In the following paragraphs I would like to map out some of the key components of Open Source Culture. It has been made possible by the rise of Free, Libre and Open Source Software. Yet Open Source Culture is about much more than just writing software. Like any real culture it is based on shared values and a community of people.
Open Source Culture is about creating new things, be they software, artefacts or social platforms. It therefore embraces the values inherent to any craft and it cherishes the understanding and mastery of the materials and the production processes involved. Going beyond craftmanship and being ‘open source’, it advocates free access to the means of production (instead of just “ownership” of them). Creativity is not just about work but about playfulness, experimentation and the joy of sharing. In Open Source Culture everybody has the chance to create immaterial and material things, express themselves, learn, teach, hear and be heard.
Open Source Culture is not a tired version of enforced collectivism and old fashioned speculations about the ‘death of authorship’. It is not a culture where the individual vanishes but where the individual remains visible and is credited as a contributor to a production process which can encompass one, a few or literally thousands of contributors.
Fundamental to Open Source Culture’s value system is the belief that knowledge should be in the public domain. What is generally known by humans should be available to all humans so that society as a whole can prosper. For most parts and whereever possible, this culture is based on a gift economy. Each one gets richer by donating their work to a growing pool of publicly available things. This is not a misguided form of altruism but more like a beneficial selfishness. Engaged in a sort of friendly competition everyone is pushing the whole thing forward a bit by trying to do something that is better, faster, more beuatiful or imaginative. Open Source Culture is a culture of conversation and as such based on multiple dialogues on different layers of language, code and artefacts. But the key point is that the organisation of labour is based on the self-motivated activity of many individuals and not on managerial hierarchies and ‘shareholder value’.
Open Source Culture got a big push forward with the emergence of Linux and the Internet but we shouldn’t forget that it has much deeper roots. History didn’t start with Richard Stallmans problems with a printer driver. The historic roots could be seen as going back to the free and independent minded revolutionary artists and artisans in 19th century. More recently, it is based on post-World-War-II grassroots anti-imperialist liberation movements, on bottom-up self-organised culture of the new political movements of the 1960ies and 1970ies such as the African American civil rights movements, feminisim, lesbian, gay, queer and transgender movements, on the first and second wave of hacker culture, punk and the DIY culture, squatter movements, and the left-wing of critical art and media art practices.
In terms of the political economy, Open Source Culture could mark an important point of departure, by liberating the development of new technologies from being dictated by capital. The decision of what should be developed for which social goals is taken by the developers themselves. Technological development is not driven by greed but by deep intrinsic motivations to create things and to be recognized for ones contribution. Despite that, Open Source Culture is not an anti-capitalist ideology per se but has the potential to change capitalism from within and is already doing so.

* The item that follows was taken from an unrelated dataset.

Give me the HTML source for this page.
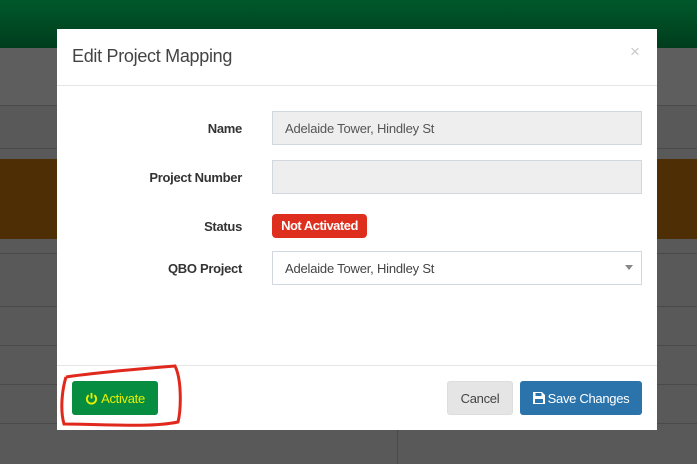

Open Source Culture needs to be constantly aware of capitalisms propensity to adapt, adopt, co-opt and subjugate progressive movements and ideas to its own goals. The ‘digital revolution’ was already stolen once by the right-wing libertarians from Wired and their republican allies such as Newt Gingrich and the posse of American cyber-gurus from George Gilder to Nicholas Negroponte. More recently adept Open Source Capitalists have used terms such as Web 2.0 and social software to disguise the fact that what those terms are said to describe has emerged from open source culture and the net culture of the 1990ies and the early 2000s. Once more the creativity of the digital masses is Exploited by alliances between new and old tycoons. The Next Layer emerges at a time when capitalism is stronger than ever before and it emerges at the very heart of it. This is the beauty of it. It cannot be described in a language of mainstream and underground. Open Source Culture is the new mainstream which is what capitalist media are doing their best to hide, scared by the spectre of communism as well as commonism. We don’t need to ressort to the language of the Cold War and its dichotomies, however.
The Next Layer contains not only a promise but also a threat. It emerges at a time when the means of suppression and control have been increased by rightwing leaders who try to scare us into believing we were engaged in an endless ‘war on terror’. With their tactics they have managed to speed up the creation of a technological infrastructure for a society of control. The general thrust of technological development is coming from inside a paranoiac mindset. 25 years of neo-liberalism in the American lead empire have degraded civil liberties and human values. The education system has been turned into a sausage factory where engineers are turned out who construct their own digital panopticons. Scary new nano- and bio-technologies are created in secret laboratories by Big Science. And the bourgeioise intelligentsia meanwhile has stood still and does not recognize the world any more but still controls theatres, publishing and universities. In this situation it is better if Open Source Culture is not recognized as a political movement. The Next Layer will find ways of growing and expanding stealthily by filling the niches, nooks and crannies of a structurally militant and imperialist repressive regime from which, given time, it will emerge like a clear spring at the bottom of a murky glacier.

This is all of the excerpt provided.